* GIVEN TASK: Copy out each line that mentions the word "styled".

Interface markup and scripts
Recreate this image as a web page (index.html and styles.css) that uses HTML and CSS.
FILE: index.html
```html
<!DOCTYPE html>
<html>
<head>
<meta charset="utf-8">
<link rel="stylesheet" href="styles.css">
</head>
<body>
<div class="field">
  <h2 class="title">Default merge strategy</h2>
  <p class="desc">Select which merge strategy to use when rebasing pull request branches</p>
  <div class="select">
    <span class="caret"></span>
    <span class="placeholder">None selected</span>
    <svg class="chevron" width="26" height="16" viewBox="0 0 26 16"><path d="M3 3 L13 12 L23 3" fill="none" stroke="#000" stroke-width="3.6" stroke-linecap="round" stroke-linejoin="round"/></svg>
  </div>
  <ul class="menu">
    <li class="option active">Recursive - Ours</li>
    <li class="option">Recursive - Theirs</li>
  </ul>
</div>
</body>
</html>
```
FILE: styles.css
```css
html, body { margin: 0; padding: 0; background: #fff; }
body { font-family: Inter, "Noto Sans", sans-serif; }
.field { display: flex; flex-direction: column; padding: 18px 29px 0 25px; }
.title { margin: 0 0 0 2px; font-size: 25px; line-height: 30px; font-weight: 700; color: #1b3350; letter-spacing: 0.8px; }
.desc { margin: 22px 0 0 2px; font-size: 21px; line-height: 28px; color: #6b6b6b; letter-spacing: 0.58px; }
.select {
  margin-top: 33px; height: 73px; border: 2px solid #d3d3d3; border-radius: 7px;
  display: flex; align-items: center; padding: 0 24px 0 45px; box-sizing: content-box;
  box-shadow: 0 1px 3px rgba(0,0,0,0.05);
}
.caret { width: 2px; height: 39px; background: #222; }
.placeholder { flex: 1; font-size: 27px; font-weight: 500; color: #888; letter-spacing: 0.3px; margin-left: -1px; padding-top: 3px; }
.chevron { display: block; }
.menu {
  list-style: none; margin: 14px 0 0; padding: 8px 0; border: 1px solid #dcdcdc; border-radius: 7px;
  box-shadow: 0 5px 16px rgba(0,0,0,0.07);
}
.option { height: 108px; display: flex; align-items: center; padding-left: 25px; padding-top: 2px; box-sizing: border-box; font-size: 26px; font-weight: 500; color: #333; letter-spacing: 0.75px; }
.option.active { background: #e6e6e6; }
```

* * *

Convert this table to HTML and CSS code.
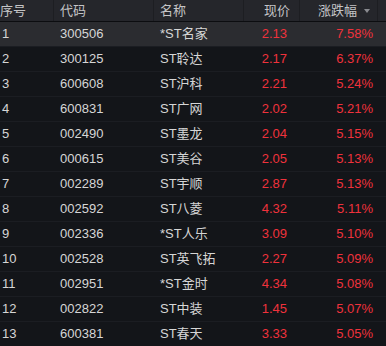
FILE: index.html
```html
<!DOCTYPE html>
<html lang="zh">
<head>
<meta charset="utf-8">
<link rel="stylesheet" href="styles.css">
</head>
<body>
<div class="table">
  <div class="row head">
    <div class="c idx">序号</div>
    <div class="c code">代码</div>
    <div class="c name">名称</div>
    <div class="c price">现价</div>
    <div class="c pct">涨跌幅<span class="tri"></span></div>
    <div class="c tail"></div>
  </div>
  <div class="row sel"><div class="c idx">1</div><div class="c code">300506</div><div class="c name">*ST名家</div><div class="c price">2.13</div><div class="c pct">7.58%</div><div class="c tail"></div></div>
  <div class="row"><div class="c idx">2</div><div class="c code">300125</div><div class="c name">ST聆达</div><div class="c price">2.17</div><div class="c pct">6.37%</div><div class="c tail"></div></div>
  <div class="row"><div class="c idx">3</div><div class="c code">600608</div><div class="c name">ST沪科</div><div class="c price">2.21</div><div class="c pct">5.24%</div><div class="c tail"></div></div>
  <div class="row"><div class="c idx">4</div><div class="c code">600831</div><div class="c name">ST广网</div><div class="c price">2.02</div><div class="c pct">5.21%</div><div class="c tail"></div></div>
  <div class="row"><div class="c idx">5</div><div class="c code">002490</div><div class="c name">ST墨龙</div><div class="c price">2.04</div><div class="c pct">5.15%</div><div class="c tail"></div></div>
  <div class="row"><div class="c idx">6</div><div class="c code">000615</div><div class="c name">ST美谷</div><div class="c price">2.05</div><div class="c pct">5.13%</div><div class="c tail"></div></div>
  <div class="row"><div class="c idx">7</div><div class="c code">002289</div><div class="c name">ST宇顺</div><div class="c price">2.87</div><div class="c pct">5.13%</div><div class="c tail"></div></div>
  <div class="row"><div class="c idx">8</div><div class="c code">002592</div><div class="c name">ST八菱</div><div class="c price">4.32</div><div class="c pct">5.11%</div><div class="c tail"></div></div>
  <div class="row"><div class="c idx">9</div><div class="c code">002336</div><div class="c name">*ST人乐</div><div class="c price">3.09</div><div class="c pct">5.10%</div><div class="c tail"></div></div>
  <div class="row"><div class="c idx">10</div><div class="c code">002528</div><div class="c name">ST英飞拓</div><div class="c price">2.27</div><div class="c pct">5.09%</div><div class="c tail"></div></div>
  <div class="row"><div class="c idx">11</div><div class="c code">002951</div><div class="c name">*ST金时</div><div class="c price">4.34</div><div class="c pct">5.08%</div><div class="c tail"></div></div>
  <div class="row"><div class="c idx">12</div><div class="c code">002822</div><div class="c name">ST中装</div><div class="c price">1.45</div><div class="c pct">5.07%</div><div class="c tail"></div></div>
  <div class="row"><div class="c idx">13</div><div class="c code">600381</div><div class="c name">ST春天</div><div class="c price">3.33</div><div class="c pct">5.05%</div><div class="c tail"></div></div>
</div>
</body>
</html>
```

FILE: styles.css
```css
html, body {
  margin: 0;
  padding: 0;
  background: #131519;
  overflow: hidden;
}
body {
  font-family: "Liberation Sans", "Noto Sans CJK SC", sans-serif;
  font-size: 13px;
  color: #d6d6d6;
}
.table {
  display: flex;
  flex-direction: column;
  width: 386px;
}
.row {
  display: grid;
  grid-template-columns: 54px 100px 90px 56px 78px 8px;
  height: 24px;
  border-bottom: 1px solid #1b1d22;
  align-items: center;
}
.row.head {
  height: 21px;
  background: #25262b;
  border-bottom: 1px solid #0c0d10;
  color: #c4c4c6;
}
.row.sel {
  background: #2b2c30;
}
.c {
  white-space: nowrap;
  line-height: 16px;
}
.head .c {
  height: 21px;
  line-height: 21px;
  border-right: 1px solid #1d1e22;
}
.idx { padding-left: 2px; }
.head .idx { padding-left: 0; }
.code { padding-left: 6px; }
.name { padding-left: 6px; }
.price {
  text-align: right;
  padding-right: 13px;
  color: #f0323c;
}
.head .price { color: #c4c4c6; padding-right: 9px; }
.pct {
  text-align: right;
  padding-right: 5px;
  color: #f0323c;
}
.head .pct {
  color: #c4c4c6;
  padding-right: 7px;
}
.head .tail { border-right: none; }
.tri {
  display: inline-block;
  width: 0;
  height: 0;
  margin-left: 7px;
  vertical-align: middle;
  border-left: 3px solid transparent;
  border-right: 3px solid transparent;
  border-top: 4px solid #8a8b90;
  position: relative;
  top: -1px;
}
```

* * *

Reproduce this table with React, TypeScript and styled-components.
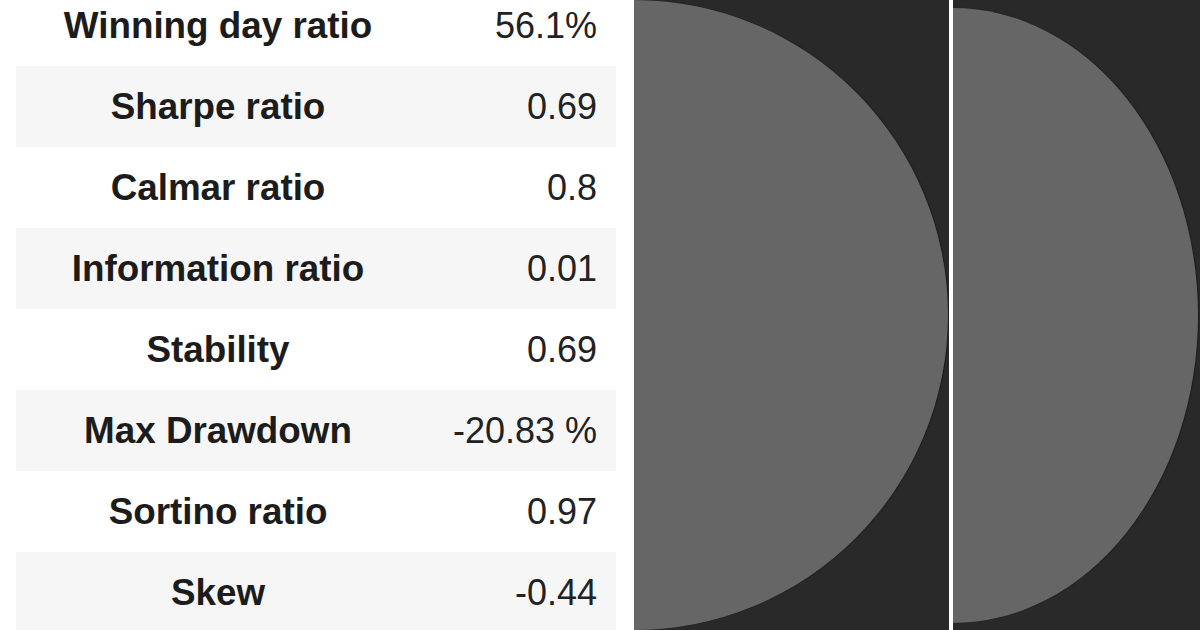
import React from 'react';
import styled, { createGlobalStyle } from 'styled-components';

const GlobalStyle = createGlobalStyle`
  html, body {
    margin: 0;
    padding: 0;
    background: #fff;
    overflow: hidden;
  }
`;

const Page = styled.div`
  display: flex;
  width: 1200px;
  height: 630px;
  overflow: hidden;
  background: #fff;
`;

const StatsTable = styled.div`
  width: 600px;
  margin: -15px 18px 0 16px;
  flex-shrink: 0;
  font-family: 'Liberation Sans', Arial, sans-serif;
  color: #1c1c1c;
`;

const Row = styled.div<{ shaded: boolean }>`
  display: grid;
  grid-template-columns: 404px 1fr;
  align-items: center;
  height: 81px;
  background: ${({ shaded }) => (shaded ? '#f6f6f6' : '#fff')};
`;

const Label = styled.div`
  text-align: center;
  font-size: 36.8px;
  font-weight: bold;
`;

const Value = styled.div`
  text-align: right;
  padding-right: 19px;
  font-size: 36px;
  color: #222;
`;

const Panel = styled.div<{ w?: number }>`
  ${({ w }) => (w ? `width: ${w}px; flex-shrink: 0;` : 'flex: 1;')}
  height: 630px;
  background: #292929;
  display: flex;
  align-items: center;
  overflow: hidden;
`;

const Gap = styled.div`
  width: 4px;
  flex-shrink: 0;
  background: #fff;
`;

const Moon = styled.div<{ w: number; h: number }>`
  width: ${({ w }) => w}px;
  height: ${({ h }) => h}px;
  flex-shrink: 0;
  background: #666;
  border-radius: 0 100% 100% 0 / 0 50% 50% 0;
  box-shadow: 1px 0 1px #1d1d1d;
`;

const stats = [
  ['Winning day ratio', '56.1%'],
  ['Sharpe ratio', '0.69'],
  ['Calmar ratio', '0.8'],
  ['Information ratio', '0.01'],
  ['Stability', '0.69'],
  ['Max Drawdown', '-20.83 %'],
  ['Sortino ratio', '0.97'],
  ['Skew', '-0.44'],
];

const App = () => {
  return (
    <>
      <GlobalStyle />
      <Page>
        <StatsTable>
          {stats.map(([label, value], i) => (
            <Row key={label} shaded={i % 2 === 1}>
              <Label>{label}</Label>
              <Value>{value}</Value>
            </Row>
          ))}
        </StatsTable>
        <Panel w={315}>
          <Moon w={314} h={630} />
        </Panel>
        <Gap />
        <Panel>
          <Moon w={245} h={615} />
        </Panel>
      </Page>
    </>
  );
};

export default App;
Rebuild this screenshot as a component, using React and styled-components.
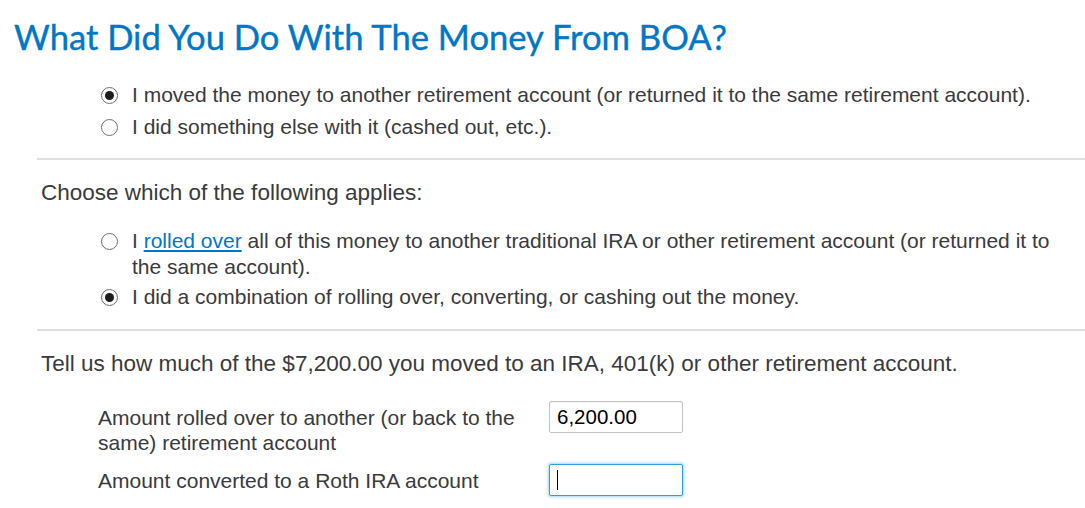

* TASK RESULT:
Reproduce this table with React, TypeScript and styled-components.
import styled, { createGlobalStyle } from 'styled-components';
const Page = styled.div`
const StatsTable = styled.div`
const Row = styled.div<{ shaded: boolean }>`
const Label = styled.div`
const Value = styled.div`
const Panel = styled.div<{ w?: number }>`
const Gap = styled.div`
const Moon = styled.div<{ w: number; h: number }>`
Rebuild this screenshot as a component, using React and styled-components.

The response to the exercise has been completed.